The three types of keywords

Primary keywords are the 1–3 terms with the highest search volume and most direct relevance to your product. They describe what the product fundamentally is — "insulated water bottle" or "yoga mat" — and they belong in your title. Secondary keywords are related terms that expand your reach without changing what the product is: materials, sizes, colors, use cases, and variations. Long-tail keywords are specific 4–6 word phrases with lower volume but higher conversion intent — "leakproof water bottle for kids school" converts better than "water bottle" even though it gets far fewer searches.

A complete keyword strategy needs all three types working together. Primary keywords get you indexed for the highest-traffic searches. Secondary keywords cover the shopper who is one search refinement away from buying. Long-tail keywords catch high-intent buyers who know exactly what they want and have fewer competing listings to choose from. See the full breakdown: Primary vs. Secondary vs. Long-Tail Keywords on Amazon.

Step 1: Seed keyword collection

Start with what you know. Write down every way you can think of to describe your product — what it is, what it does, who uses it, and when they use it. For a portable phone charger you might write: portable charger, power bank, phone charger, travel charger, fast charging power bank, wireless charger. These are your seeds — you'll expand each one into a keyword cluster in the next step.

Then go to Amazon and type each seed term into the search bar without pressing enter. Amazon autocomplete surfaces the actual phrases shoppers are typing. Write down every autocomplete suggestion that could describe your product. This is free data pulled directly from Amazon's search index and it's one of the highest-quality keyword sources available to any seller.

Step 2: Keyword expansion and research

Pull up your top three competitors in the niche — the ones with the most reviews and the highest organic ranking for your primary seed term. Read their titles, bullets, and descriptions carefully and identify the keywords they're using that you haven't written down yet. Competitors who have been selling for a long time have often done expensive trial-and-error keyword testing. You can learn from their current listings.

If you have access to Amazon Brand Analytics (available to brand-registered sellers), use the Search Terms report to see actual search volumes for your product category. For sellers without Brand Analytics, tools like Helium 10's Cerebro or Jungle Scout's Keyword Scout can reverse-engineer competitor ASINs and show what keywords they're ranking for. Even basic paid research tools can dramatically accelerate this step compared to doing it manually.

Step 3: Keyword prioritization

Once you have a list of 50–150 keywords, you need to decide which ones matter most. Prioritize by two factors: search volume and relevance. A keyword with 50,000 monthly searches that only loosely describes your product is less valuable than one with 8,000 searches and a direct match to what you sell. High relevance, high volume — that's your title. High relevance, moderate volume — bullets and backend. Low relevance or low volume — backend only, if at all.

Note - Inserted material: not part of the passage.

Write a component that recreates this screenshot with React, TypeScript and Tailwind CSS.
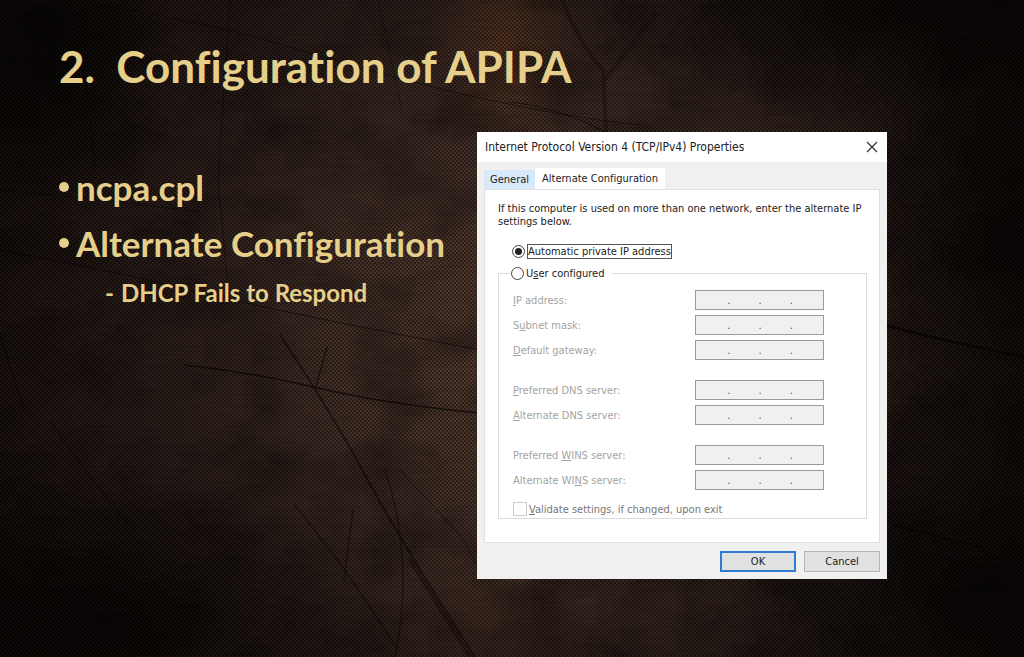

Also consider competition. For new listings without reviews or sales history, ranking for the highest-volume terms immediately is unrealistic. Prioritize mid-volume, highly relevant keywords where you have a realistic chance of ranking organically in the first six months. Target the highest-volume terms with PPC while your organic authority builds.

Part 4: Keyword clusters and theme groups

Group your keywords by theme before placing them. One cluster might be use-case terms (hiking, camping, outdoor), another might be feature terms (insulated, BPA-free, leak-proof), and a third might be shopper intent terms (gift for dad, kids water bottle, gym bottle). Each cluster maps naturally to a section of your listing — use-case clusters fit well in bullets, feature clusters belong in the title and backend, and intent clusters are useful for backend terms and PPC targeting.

Clustering also helps you identify gaps. If you realize you have no keywords covering a specific use case that your product actually serves well, that's a research gap worth filling before you write the listing. It's much cheaper to find keywords before you write copy than to rewrite copy after launch because you missed a cluster.

Part 5: Keyword tracking and iteration

After your listing goes live, track organic rank for your primary and secondary keywords monthly. When a keyword you're indexed for drops in rank, it's usually a signal that conversion rate has softened or that a competitor has strengthened their listing against you. When you see rank improvements, double down by driving additional PPC traffic to the same term to compound the organic momentum.

Revisit your keyword list every quarter. New competitors enter, seasonal language shifts, and customer vocabulary evolves over time. What was a high-volume term eighteen months ago may have been displaced by a slightly different phrasing. Treat keyword research as a recurring audit, not a one-time setup task.

Common Amazon keyword mistakes

The most common mistake is stuffing keywords into the title until it reads like a list of search terms rather than a product name. Amazon penalizes listings with high bounce rates, and a title that looks like spam is one of the fastest ways to get a click that immediately leaves. Keyword density is not a signal Amazon rewards — natural placement and purchase conversion are.

A close second is ignoring the backend search terms field entirely. Those 250 bytes are free indexing space that many sellers leave completely empty or fill with keywords already in their visible listing. Use them for synonyms, alternate spellings, and related terms that you couldn't fit naturally into your title and bullets. See our detailed guide: Amazon Backend Keywords: The Complete Guide.

Conclusion

Good Amazon keyword research doesn't require expensive tools — it requires a systematic process. Start with seed terms, expand using autocomplete and competitor research, prioritize by volume and relevance, group into clusters, and map each cluster to its correct listing section. Then keep revisiting as the market shifts. Sellers who treat keyword research as an ongoing practice consistently outrank those who set it and forget it.